‘Rude,’ ‘Shocking’: Malaysia Blasts North Korea’s Diplomats amid Kim Assassination Probe

First-born Kim Jong-Nam (L) was once thought to be the natural successor to his father, but on Kim Jong-Il's death in 2011 the succession went to Jong-Un (R), who was born to the former leader's third wife

Prime Minister Najib Razak of Malaysia has condemned North Korea’s diplomats to the country as “diplomatically rude” in the wake of the death of Kim Jong-nam, brother of dictator Kim Jong-un.

Kang Chol, North Korea’s ambassador to Malaysia, had issued a statement claiming Pyongyang could “not trust” the police investigation into Kim’s death and demanding Malaysia return the body to North Korea immediately.

“The statement by the ambassador was totally uncalled for. It was diplomatically rude. But Malaysia will stand firm,” Najib said in response to these remarks while speaking with reporters Tuesday.

While Najib’s statement is the most prominent rebuke of North Korea’s demands to take the investigation out of Malaysia’s hands, it is far from the only one. The president of the Malaysia Chinese Association, Liow Tiong Lai, issued a scathing rebuke to Kang’s dismissal of Malaysia’s law enforcement as unserious. “We view such accusations seriously. The Malaysian investigation is still under way and we have been very transparent. The ambassador cannot make baseless accusations against us,” he said on Tuesday. “It is nothing short of shocking. This is not the action befitting a diplomat.”

“We have a very experienced forensic team in the Health Ministry,” Health Minister Dr. S. Subramaniam told reporters after Kang announced North Korea would reject the results of any autopsy done under Malaysian government supervision. “It will be done in a professional manner, up to international standards and I don’t think any country should cast any doubts on our capacity to be professional.”

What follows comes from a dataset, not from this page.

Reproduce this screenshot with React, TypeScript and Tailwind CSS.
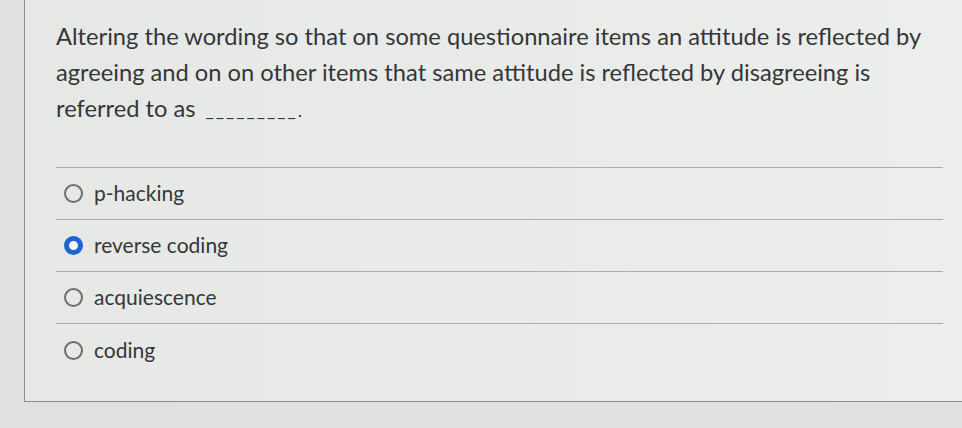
const options = [
  { id: 'p-hacking', label: 'p-hacking' },
  { id: 'reverse', label: 'reverse coding' },
  { id: 'acquiescence', label: 'acquiescence' },
  { id: 'coding', label: 'coding' },
];

const Radio = ({ checked }: { checked: boolean }) =>
  checked ? (
    <span className="block w-[19px] h-[19px] rounded-full border-[5px] border-[#1d63d6] bg-white shrink-0" />
  ) : (
    <span className="block w-[19px] h-[19px] rounded-full border-2 border-[#6b6d6f] shrink-0" />
  );

const App = () => {
  const selected = 'reverse';

  return (
    <div className="w-full h-[428px] overflow-hidden bg-[#dfe1de] pl-[24px] font-['Lato',sans-serif] text-[#35363a]">
      <div className="w-[938px] h-[402px] border-l border-b border-[#8b8d8b] bg-gradient-to-r from-[#e6e8e5] to-[#eceeeb] pl-[31px] pr-[19px] pt-[18px]">
        <p className="text-[23.7px] leading-[36px] max-w-[875px]">
          Altering the wording so that on some questionnaire items an attitude is reflected by agreeing and on on other
          items that same attitude is reflected by disagreeing is referred to as
          <span className="ml-[10px] text-[18px] tracking-[2px]">_________.</span>
        </p>
        <div className="mt-[39px] border-t border-[#abadab]">
          {options.map((option, index) => (
            <label
              key={option.id}
              className={`flex items-center gap-[11px] h-[52px] pl-[8px] ${
                index < options.length - 1 ? 'border-b border-[#abadab]' : ''
              }`}
            >
              <Radio checked={option.id === selected} />
              <span className="text-[21px] leading-none pb-[2px]">{option.label}</span>
            </label>
          ))}
        </div>
      </div>
    </div>
  );
};

export default App;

Kang Chol has led North Korean diplomats in a public barrage of disparaging remarks against Malaysia since Kim was found dead at Kuala Lumpur Airport on February 13. He most recently asserted that North Korea would “categorically reject” any autopsy by Malaysian authorities because Malaysia was allegedly colluding with South Korean officials to blame the Kim dictatorship for his brother’s death. Kang has also demanded that North Korean officials be part of the investigation.

“It has been seven days since the incident, but there is no clear evidence on the cause of death. At the moment, we cannot trust the investigation by the Malaysian police, even though it has yet to conclude,” Kang said this week, adding:

We hereby officially inform Malaysia and the international community that we suggest a joint investigation on this incident for clarification. If Malaysia agrees with our suggestion, we will dispatch a lawyers’ delegation which means (shows) our determination to clarify this incident via a joint investigation with Malaysian police.

Kang has accused the Malaysian government of having “something to conceal” on the matter and of “colluding and playing into the gallery of external forces.”

The South Korean Defense Ministry has accused Pyongyang of killing Kim Jong-nam, stating plainly in a report to the nation’s legislature, “Kim Jong-un is behind the killing.” It has called the claim of a conspiracy with Malaysia “preposterous and sophistic.”

Kim Jong-nam was found dead on February 13 while waiting to board a flight to Macau, where he spent much of his time in exile. Malaysian forensics experts have not found any evidence that he suffered cardiac arrest or any marks on his body that would indicate a struggle or any physical attack. Authorities currently believe, citing security camera footage, that a woman poisoned Kim by exposing him to either a toxic cloth, spray, or needle. The lack of a visible puncture wound appears to make the last of those possibilities the least likely.

Two women – Indonesian national Siti Aisyah and Vietnamese national Doan Thi Huong, have since been arrested in relation to Kim’s death.

Kim Jong-nam was the elder half-brother of dictator Kim Jong-un, said to have closer ties to China than his brother but largely uninterested in helping maintain his family’s power over the communist nation. Kim had publicly criticized “third-generation succession” and called himself a “totally capitalist kid” whom no one expected to succeed his father, Kim Jong-il.